In Assignment of Error 6, appellants complain that the trial court erred in not issuing a permanent injunction enjoining respondent, City of Mountain Brook, from constructing public works facilities and buildings for storage, maintenance, and repair of vehicles, equipment and supplies and for parking areas, garages, service buildings, stations, sheds, offices and other municipal facilities for the purpose of storage of garbage trucks, trash trucks, street department trucks, bulldozers and other heavy equipment and for the purpose of repairing and maintaining said trucks and equipment on land described in the assignment, as prayed for in the original Bill of Complaint.
The trial court, after hearing the evidence, made a finding:
"With regard to the contemplated use of a portion of the described real estate [site of the landfill operations] by the City of Mountain Brook for the buildings above described, the Court finds that such use would be entirely proper and legally permissible."
This Court, in Jackson v. Downey, 252 Ala. 649, 42 So.2d 246, 247-248, observed:
"So if the facts averred present such a situation that if proven equity will intervene to grant relief, the case should proceed to a hearing on the evidence for, as observed in the City of Tuscaloosa case, supra, 'complainant cannot be prevented from alleging facts in his complaint [to show a case for relief], but many time circumstances and the lack of evidence prevent proof of the matters alleged therein.' * * * And if after such hearing it should appear that the threatened injury is uncertain or indefinite or the use of the project only possible of injury — or that the public benefit is so largely to be served as to outweigh the inconveniences of the complainants as to render it, imperious to locate the diamond at the designated place rather than elsewhere — then it would be proper to refuse the injunction, in limine, and await the future use of the project to determine, if desired by complaints, whether or not a nuisance is being maintained. * * *"
Here, the trial court heard the evidence and concluded therefrom that the prospective use of the property to house certain facilities above mentioned was entirely proper and legally permissible.

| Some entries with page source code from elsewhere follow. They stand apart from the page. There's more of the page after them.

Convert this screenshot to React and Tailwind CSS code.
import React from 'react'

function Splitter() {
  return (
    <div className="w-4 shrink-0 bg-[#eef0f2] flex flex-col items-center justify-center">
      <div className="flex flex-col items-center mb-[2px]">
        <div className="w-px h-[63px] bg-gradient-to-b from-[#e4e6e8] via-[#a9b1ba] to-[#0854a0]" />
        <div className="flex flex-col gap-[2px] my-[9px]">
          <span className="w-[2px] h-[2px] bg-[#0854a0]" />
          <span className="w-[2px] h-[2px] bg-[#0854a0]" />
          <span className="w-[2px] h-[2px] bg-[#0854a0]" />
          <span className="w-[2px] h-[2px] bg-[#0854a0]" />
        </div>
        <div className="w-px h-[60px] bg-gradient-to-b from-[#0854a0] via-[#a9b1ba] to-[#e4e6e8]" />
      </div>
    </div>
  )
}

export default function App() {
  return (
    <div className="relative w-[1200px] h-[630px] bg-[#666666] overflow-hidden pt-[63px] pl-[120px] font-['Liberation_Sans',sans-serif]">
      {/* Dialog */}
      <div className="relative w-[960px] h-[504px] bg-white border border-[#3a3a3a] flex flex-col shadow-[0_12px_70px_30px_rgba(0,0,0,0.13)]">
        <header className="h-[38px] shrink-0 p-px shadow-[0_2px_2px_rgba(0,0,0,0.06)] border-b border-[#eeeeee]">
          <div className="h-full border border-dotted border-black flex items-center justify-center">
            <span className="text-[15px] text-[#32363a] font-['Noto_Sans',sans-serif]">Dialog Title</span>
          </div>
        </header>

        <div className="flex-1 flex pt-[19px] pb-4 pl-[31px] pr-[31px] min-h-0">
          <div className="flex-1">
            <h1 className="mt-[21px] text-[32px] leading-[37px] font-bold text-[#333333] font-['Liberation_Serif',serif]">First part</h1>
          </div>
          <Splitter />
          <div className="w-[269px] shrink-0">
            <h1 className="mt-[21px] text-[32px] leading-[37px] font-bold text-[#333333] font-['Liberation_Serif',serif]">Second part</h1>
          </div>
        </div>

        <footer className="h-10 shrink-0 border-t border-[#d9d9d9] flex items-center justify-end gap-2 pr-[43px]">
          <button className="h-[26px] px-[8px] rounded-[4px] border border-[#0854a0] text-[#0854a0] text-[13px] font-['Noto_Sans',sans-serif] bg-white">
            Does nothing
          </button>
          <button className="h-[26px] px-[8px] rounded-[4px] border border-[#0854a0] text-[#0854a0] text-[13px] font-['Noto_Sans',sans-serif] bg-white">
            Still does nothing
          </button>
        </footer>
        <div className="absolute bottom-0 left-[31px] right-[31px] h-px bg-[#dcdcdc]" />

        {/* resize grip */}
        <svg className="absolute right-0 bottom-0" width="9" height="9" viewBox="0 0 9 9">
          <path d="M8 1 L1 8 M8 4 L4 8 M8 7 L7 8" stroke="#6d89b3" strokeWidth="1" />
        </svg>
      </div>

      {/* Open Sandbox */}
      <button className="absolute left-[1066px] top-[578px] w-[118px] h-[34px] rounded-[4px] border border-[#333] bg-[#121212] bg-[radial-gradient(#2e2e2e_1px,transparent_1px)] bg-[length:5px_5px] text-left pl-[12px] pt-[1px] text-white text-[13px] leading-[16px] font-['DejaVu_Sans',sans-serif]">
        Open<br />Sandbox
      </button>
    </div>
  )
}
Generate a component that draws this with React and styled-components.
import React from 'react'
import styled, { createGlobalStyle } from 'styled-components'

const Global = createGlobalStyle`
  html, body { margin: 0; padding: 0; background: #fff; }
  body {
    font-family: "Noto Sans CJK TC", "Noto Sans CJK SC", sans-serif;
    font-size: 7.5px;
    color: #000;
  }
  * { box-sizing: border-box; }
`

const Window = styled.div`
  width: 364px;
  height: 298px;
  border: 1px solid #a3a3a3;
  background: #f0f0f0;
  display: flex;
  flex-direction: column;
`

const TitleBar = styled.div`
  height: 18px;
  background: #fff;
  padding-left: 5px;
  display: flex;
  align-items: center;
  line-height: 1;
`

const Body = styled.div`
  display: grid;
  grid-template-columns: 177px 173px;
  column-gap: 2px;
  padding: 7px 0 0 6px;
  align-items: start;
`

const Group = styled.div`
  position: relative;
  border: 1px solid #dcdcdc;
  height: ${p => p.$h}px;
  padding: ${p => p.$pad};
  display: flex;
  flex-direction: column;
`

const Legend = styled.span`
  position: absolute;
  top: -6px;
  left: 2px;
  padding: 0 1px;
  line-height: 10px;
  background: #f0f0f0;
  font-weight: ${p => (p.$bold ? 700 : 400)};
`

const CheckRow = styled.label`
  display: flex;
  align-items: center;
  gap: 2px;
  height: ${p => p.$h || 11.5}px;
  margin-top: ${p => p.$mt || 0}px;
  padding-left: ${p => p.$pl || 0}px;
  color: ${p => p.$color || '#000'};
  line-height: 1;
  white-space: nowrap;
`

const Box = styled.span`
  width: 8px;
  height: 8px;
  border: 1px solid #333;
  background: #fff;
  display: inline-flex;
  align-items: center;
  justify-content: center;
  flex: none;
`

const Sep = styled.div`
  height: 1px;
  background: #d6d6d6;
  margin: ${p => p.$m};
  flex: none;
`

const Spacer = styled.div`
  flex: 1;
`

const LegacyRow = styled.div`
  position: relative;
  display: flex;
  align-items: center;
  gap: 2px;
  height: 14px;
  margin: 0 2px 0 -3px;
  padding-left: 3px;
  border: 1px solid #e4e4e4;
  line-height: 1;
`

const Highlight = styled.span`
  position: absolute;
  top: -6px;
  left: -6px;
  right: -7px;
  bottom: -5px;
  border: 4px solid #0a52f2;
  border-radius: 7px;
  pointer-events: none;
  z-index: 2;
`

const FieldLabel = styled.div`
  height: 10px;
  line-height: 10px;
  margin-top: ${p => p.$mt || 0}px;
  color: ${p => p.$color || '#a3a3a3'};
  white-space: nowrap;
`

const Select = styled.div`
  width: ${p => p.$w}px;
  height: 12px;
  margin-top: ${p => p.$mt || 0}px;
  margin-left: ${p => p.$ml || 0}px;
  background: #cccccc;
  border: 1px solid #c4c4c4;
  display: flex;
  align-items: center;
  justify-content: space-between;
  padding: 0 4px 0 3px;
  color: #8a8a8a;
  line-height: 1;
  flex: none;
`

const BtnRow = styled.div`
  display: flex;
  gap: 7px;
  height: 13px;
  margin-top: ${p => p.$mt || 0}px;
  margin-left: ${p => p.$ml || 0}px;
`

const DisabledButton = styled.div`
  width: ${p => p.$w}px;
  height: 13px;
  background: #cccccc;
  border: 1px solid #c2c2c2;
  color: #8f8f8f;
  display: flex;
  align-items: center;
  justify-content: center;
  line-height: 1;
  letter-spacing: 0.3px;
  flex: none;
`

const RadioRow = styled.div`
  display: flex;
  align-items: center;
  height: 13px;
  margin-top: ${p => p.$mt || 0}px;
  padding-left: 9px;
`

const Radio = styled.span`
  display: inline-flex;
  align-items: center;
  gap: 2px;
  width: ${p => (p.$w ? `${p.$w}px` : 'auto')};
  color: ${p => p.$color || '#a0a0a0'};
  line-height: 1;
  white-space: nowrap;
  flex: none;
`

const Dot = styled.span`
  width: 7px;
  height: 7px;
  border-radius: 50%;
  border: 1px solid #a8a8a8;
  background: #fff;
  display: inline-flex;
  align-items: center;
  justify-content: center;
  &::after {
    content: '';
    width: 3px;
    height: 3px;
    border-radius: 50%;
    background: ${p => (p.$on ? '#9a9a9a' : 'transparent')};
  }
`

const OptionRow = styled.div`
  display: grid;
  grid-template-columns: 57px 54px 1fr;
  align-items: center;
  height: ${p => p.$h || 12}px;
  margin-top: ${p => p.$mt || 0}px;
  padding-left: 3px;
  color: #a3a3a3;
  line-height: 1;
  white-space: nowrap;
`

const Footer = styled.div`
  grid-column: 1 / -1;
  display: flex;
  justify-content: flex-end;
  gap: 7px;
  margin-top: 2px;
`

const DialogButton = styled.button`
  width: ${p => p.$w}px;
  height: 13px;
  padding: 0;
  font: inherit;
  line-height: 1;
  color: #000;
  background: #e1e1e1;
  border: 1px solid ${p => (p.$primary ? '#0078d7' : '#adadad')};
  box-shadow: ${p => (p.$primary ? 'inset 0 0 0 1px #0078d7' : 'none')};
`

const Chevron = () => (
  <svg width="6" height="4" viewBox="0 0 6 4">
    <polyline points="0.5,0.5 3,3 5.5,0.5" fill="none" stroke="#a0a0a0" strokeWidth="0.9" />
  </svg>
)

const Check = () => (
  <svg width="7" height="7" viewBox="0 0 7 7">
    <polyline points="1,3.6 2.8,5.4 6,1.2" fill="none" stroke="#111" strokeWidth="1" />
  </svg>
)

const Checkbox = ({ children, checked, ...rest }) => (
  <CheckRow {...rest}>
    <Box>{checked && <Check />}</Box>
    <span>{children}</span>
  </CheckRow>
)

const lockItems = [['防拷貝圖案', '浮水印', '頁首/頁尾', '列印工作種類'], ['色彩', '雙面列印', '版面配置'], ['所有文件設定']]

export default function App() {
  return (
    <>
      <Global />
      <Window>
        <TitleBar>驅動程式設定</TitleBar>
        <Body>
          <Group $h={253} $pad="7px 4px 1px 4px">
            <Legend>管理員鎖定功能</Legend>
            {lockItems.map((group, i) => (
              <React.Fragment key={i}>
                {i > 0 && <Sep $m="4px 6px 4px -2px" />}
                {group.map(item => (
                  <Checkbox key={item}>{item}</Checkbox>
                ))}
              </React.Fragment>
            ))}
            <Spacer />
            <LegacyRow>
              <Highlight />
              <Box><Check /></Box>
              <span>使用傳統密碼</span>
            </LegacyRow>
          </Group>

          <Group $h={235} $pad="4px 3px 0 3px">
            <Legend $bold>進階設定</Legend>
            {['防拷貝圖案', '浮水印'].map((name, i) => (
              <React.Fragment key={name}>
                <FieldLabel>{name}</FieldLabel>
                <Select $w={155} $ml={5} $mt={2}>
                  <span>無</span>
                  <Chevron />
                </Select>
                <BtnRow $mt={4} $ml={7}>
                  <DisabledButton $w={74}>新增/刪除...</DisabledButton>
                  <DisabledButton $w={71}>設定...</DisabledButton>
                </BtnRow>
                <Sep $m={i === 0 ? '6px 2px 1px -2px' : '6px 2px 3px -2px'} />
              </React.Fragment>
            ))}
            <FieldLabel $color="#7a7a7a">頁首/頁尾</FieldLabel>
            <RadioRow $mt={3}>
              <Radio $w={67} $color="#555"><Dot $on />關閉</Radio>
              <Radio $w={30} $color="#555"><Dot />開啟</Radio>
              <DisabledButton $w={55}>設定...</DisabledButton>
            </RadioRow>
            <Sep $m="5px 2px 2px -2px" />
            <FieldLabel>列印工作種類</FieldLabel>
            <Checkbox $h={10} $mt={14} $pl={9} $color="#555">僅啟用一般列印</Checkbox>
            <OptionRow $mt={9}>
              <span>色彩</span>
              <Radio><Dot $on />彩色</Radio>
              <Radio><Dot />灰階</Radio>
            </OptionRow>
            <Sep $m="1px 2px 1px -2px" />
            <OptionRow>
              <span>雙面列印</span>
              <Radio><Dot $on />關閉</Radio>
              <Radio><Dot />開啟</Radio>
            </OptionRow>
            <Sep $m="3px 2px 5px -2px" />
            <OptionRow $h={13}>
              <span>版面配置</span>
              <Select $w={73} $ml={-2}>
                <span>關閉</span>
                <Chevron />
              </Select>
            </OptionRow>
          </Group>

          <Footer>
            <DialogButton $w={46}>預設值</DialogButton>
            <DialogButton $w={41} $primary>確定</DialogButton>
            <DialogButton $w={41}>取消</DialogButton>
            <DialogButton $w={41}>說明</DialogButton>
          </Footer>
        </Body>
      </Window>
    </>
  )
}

We quote from our decision in Brammer et al. v. Housing Authority of Birmingham Dist. et al., 239 Ala. 280, 195 So. 256, 259, as follows:
" 'It is a general rule that an injunction will be denied in advance of the creation of an alleged nuisance, when the act complained of may or may not become a nuisance, according to circumstances, or when the injury apprehended is doubtful, contingent or merely problematical. And so where an injunction is sought merely on the ground that a lawful erection will be put to a use that will constitute a nuisance, the court will, ordinarily refuse to restrain the construction or completion of the erection, leaving the complainant free, however, to assert his rights thereafter in an appropriate manner if the contemplated use results in a nuisance.' * * *.

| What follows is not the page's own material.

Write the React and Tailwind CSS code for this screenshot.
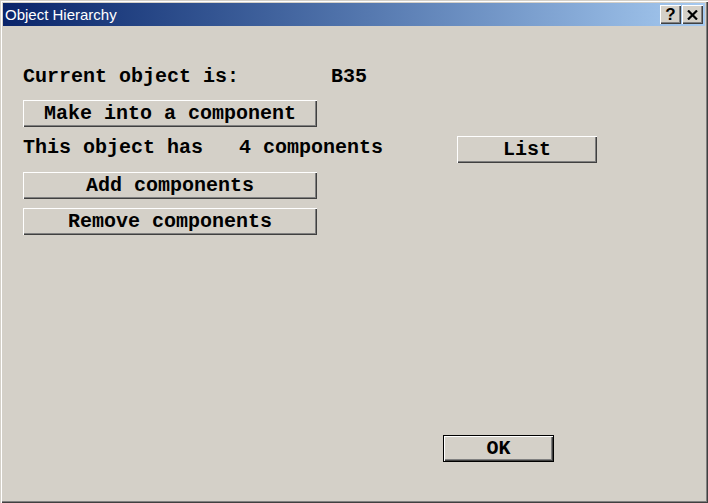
import React from 'react';

const mono = { fontFamily: '"Liberation Mono", "Courier New", monospace' };

function WinButton({ children, className = '', isDefault = false }) {
  return (
    <div
      className={
        'flex items-center justify-center bg-[#d4d0c8] text-[20px] font-bold text-black ' +
        (isDefault
          ? 'border border-black shadow-[inset_1px_1px_#fff,inset_-1px_-1px_#404040,inset_-2px_-2px_#808080] '
          : 'shadow-[inset_1px_1px_#fff,inset_-1px_-1px_#404040,inset_-2px_-2px_#808080] ') +
        className
      }
      style={mono}
    >
      {children}
    </div>
  );
}

function CaptionButton({ children }) {
  return (
    <div className="flex h-[19px] w-[21px] items-center justify-center bg-[#d4d0c8] shadow-[inset_1px_1px_#fff,inset_-1px_-1px_#404040,inset_-2px_-2px_#808080]">
      {children}
    </div>
  );
}

export default function App() {
  return (
    <div className="h-[503px] w-[708px] bg-[#d4d0c8] p-[3px] shadow-[inset_1px_1px_#d4d0c8,inset_2px_2px_#fff,inset_-1px_-1px_#404040,inset_-2px_-2px_#808080]">
      <div className="flex h-full flex-col">
        {/* Title bar */}
        <div className="flex h-[23px] items-center justify-between bg-gradient-to-r from-[#0a246a] to-[#a6caf0] pl-[2px] pr-[2px]">
          <span
            className="pt-[1px] text-[15px] text-white"
            style={{ fontFamily: 'Tahoma, "Liberation Sans", sans-serif' }}
          >
            Object Hierarchy
          </span>
          <div className="flex gap-[1px]">
            <CaptionButton>
              <span
                className="text-[17px] font-bold leading-none text-black"
                style={{ fontFamily: '"Liberation Sans", sans-serif' }}
              >
                ?
              </span>
            </CaptionButton>
            <CaptionButton>
              <svg width="11" height="10" viewBox="0 0 11 10">
                <path d="M1 0.5 L10 9.5 M10 0.5 L1 9.5" stroke="#000" strokeWidth="2.2" />
              </svg>
            </CaptionButton>
          </div>
        </div>

        {/* Body */}
        <div className="flex flex-1 flex-col pl-[20px]">
          <div className="mt-[41px] flex h-[20px] items-center text-[20px] font-bold text-black" style={mono}>
            <span className="w-[308px]">Current object is:</span>
            <span>B35</span>
          </div>

          <WinButton className="mt-[13px] h-[27px] w-[294px]">Make into a component</WinButton>

          <div className="mt-[9px] flex h-[27px]">
            <div
              className="flex h-[24px] w-[434px] items-center whitespace-pre text-[20px] font-bold text-black"
              style={mono}
            >
              {'This object has   4 components'}
            </div>
            <WinButton className="h-[27px] w-[140px]">List</WinButton>
          </div>

          <WinButton className="mt-[9px] h-[27px] w-[294px]">Add components</WinButton>
          <WinButton className="mt-[9px] h-[27px] w-[294px]">Remove components</WinButton>

          <div className="mt-auto mb-[38px] pl-[420px]">
            <WinButton isDefault className="h-[27px] w-[111px]">OK</WinButton>
          </div>
        </div>
      </div>
    </div>
  );
}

"The rule seems to be different, however, when the complainant shows that the injury to him will be a natural or inevitable consequence of the act and is a nuisance per se. Mere fear that it will result in injury to him is insufficient." (Citing cases.)
See also Kirk v. McTyeire, 209 Ala. 125, 995 So. 361; Sec. 1083, Title 7, Code of Alabama 1940, Recompiled in 1958.
The decree of the trial court is affirmed.
Affirmed.
LAWSON, MERRILL, HARWOOD and McCALL, JJ., concur.